PROBLEM TO SOLVE:
Check each line of the records below for the word "page" and copy those where it appears.
______________________________
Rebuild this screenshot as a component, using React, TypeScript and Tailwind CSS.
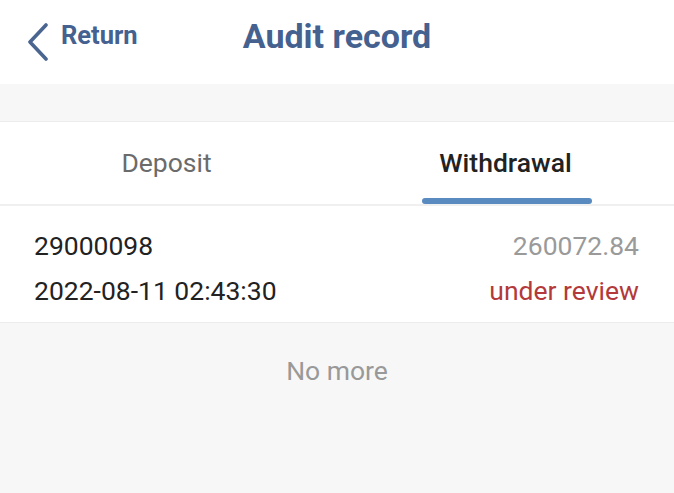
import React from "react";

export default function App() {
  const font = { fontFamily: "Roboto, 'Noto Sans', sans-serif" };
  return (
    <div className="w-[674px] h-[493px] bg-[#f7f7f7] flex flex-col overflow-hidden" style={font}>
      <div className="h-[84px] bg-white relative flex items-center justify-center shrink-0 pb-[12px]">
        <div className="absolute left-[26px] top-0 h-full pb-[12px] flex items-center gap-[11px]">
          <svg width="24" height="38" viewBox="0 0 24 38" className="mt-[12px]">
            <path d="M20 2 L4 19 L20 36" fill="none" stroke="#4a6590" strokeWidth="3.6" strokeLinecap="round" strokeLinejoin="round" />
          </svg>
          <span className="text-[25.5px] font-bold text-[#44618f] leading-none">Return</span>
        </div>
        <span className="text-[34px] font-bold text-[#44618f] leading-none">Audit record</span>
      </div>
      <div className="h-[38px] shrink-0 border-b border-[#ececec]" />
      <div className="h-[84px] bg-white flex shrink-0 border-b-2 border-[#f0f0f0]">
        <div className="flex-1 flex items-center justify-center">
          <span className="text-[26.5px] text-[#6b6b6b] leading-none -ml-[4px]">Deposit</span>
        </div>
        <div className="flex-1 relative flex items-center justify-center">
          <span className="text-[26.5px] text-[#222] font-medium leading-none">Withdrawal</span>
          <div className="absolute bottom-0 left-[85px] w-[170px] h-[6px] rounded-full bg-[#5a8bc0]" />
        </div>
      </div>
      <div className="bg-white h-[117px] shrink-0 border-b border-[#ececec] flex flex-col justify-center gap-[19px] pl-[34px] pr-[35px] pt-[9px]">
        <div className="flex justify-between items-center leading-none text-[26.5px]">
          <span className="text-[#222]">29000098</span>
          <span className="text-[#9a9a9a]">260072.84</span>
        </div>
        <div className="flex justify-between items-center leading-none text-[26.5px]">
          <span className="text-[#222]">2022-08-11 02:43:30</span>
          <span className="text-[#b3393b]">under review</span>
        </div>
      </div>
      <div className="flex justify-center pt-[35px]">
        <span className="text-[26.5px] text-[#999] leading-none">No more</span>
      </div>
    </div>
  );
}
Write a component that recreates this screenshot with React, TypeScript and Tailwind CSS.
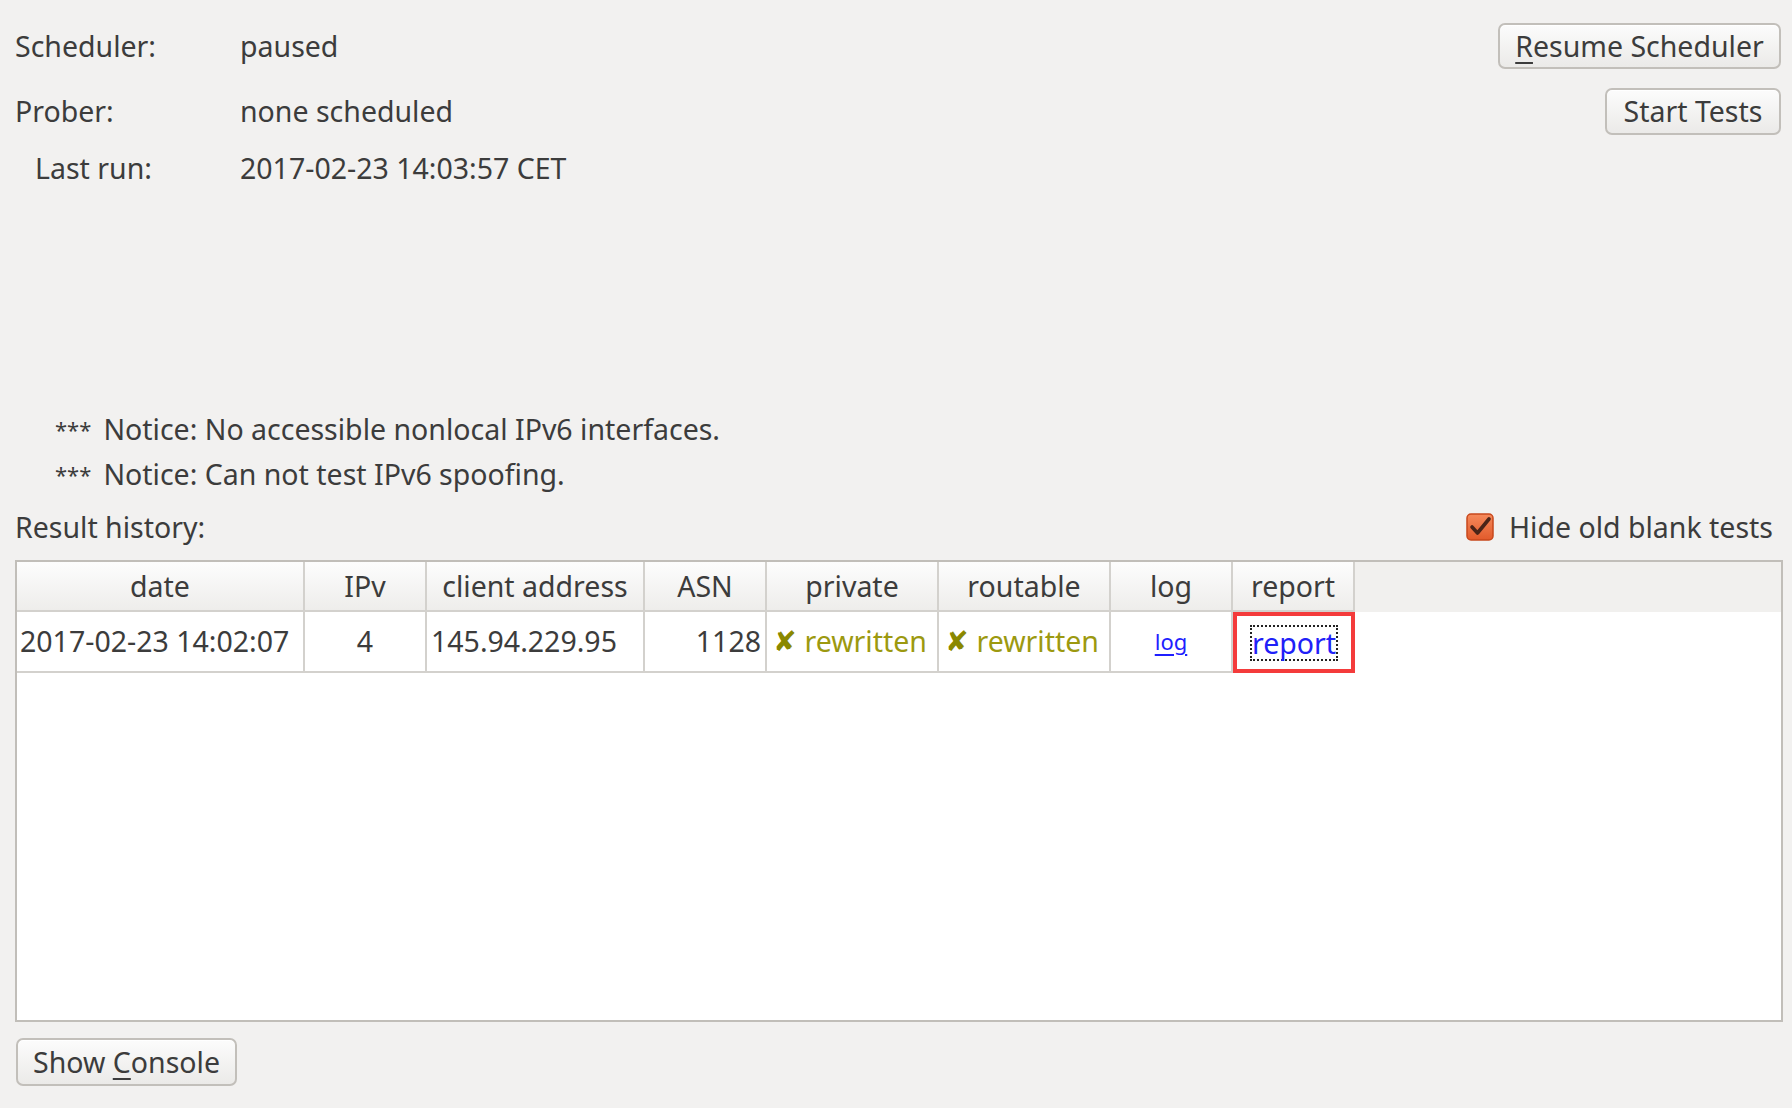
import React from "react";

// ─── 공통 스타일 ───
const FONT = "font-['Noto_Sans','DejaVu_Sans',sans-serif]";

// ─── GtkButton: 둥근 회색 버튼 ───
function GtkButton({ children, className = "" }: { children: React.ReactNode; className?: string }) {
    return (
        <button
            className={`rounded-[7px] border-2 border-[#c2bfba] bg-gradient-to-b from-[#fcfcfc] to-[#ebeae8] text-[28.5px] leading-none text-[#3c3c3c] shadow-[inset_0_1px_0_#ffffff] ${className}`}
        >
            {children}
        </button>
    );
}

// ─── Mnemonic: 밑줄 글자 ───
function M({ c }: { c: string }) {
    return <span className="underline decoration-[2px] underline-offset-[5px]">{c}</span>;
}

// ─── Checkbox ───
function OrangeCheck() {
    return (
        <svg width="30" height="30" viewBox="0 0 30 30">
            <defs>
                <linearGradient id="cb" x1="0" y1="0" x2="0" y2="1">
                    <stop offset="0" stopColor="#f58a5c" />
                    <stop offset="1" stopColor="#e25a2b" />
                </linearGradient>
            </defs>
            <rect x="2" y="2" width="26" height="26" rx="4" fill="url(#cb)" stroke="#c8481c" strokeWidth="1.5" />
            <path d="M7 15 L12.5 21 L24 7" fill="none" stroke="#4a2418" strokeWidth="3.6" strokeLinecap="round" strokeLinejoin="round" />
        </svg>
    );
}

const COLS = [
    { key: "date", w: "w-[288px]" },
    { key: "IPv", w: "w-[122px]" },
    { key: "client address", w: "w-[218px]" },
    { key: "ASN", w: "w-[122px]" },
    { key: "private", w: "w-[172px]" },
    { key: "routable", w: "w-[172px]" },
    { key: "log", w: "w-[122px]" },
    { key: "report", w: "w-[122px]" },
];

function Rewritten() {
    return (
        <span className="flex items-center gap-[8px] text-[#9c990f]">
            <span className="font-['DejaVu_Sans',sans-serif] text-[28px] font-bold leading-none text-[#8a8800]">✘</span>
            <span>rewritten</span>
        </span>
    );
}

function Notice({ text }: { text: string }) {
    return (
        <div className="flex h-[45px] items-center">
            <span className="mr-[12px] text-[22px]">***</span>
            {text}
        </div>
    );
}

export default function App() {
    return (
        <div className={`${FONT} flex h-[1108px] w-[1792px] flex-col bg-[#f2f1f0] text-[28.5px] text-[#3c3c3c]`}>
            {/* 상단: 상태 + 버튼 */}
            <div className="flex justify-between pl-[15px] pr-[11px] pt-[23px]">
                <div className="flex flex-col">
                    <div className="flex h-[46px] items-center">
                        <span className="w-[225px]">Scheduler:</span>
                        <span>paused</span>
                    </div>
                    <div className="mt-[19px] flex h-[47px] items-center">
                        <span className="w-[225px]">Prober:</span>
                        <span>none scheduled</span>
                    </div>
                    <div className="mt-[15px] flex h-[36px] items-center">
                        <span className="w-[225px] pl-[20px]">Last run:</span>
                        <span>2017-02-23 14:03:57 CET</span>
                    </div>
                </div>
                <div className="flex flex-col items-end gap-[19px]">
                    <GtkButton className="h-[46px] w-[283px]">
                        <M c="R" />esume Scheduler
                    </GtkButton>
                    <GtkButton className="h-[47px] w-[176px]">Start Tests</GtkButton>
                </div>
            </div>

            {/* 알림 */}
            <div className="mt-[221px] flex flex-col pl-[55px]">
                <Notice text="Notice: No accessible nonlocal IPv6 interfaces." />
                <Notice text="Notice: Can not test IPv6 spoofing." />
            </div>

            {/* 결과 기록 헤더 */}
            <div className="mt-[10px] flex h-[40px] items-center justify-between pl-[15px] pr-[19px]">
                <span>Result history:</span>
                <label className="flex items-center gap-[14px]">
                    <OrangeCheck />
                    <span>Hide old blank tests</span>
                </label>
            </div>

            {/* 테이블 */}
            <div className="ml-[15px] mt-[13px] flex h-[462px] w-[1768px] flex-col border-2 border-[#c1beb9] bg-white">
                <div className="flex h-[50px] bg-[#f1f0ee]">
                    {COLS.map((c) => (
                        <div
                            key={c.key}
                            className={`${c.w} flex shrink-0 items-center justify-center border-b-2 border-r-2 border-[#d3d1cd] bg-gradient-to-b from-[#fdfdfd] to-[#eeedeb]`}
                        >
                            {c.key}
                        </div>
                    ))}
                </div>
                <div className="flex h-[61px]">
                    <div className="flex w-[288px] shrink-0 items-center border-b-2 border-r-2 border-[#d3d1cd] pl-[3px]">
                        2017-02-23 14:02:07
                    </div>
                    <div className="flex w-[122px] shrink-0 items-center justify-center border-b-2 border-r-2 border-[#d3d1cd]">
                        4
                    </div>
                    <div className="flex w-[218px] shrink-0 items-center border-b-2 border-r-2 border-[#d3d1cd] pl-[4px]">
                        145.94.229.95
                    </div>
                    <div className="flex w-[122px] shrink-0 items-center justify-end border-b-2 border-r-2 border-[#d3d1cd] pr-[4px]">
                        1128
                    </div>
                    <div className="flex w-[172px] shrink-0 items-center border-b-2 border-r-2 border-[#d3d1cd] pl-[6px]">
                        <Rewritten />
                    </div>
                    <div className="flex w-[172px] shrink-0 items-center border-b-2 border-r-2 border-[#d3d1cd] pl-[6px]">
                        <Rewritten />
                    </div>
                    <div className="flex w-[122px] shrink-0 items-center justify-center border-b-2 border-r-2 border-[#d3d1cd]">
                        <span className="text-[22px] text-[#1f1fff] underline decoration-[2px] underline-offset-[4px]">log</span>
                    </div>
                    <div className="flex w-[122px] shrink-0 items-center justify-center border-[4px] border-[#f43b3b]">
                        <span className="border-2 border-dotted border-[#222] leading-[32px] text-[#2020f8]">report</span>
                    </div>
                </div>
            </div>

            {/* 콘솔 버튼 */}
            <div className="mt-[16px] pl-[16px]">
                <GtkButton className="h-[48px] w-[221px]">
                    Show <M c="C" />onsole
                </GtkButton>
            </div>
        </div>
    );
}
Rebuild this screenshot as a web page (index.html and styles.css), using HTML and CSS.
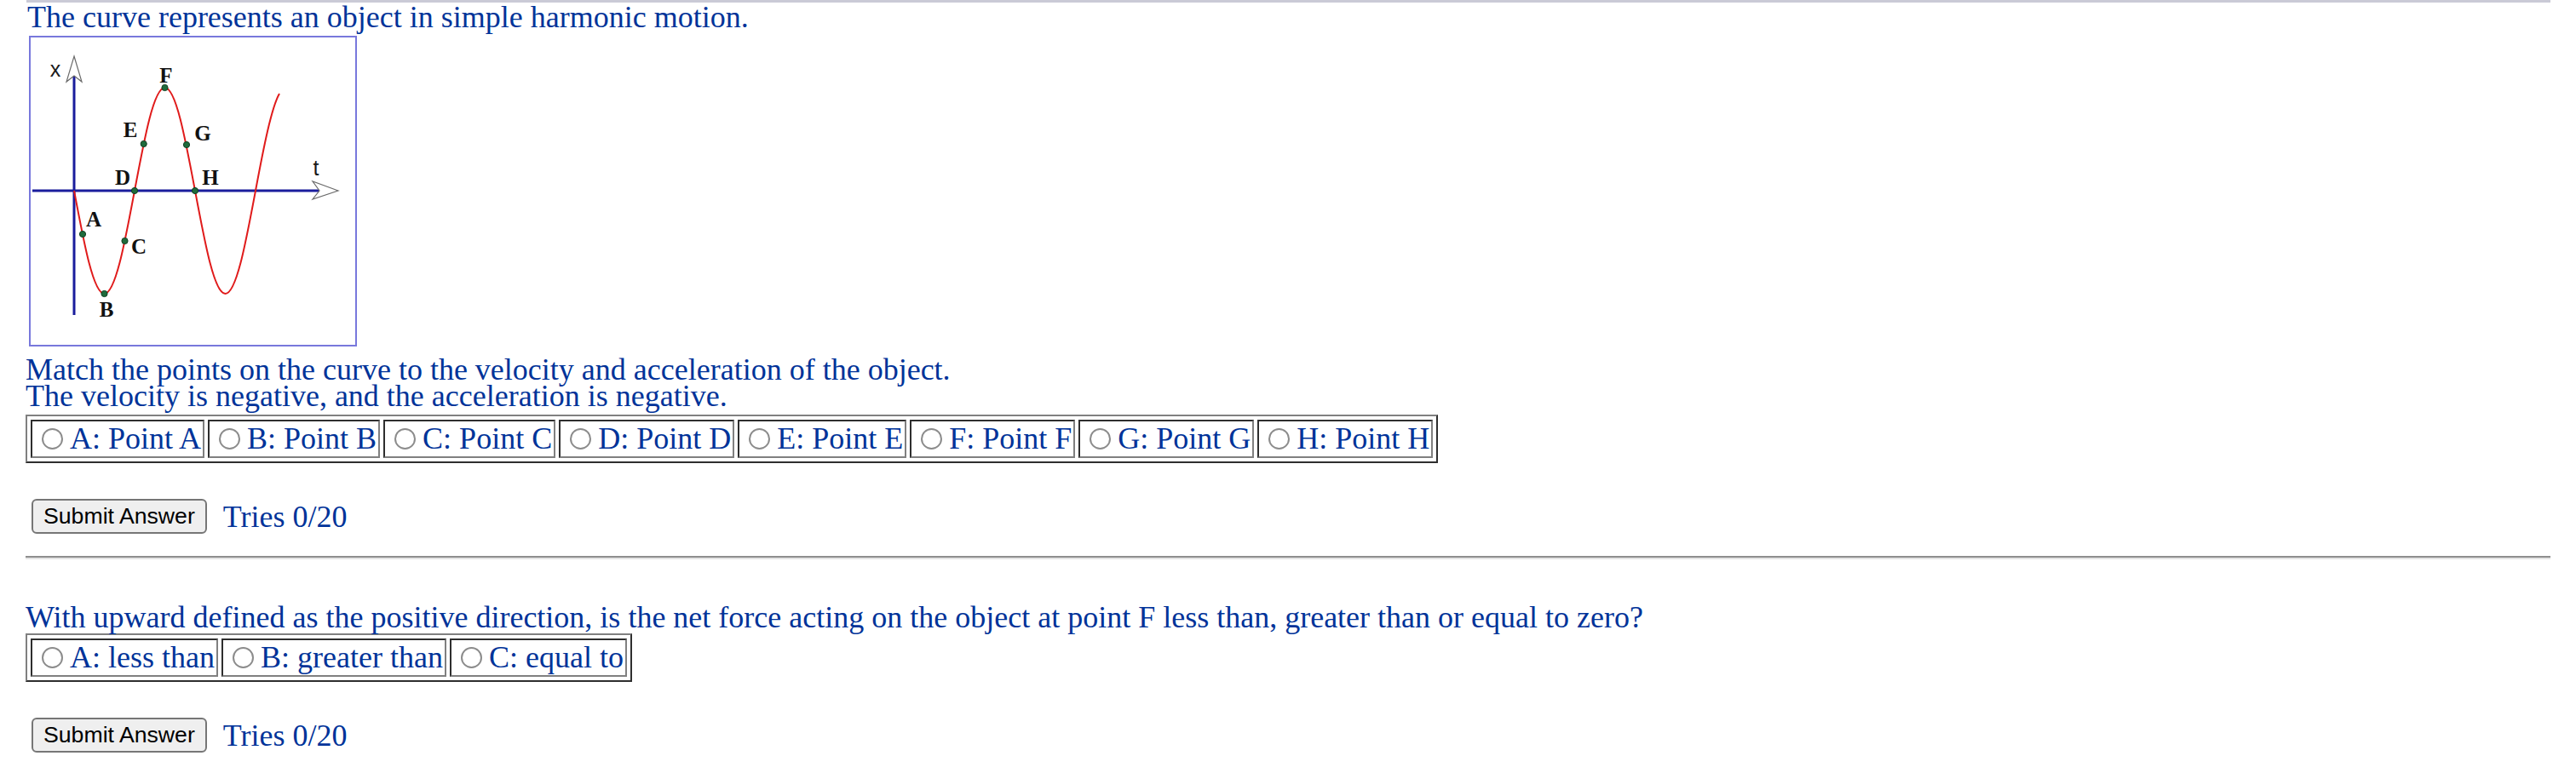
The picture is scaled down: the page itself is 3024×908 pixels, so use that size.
______________________________
ANSWER TO THIS TASK:
Rebuild this screenshot as a web page (index.html and styles.css), using HTML and CSS.
The picture is scaled down: the page itself is 3024×908 pixels, so use that size.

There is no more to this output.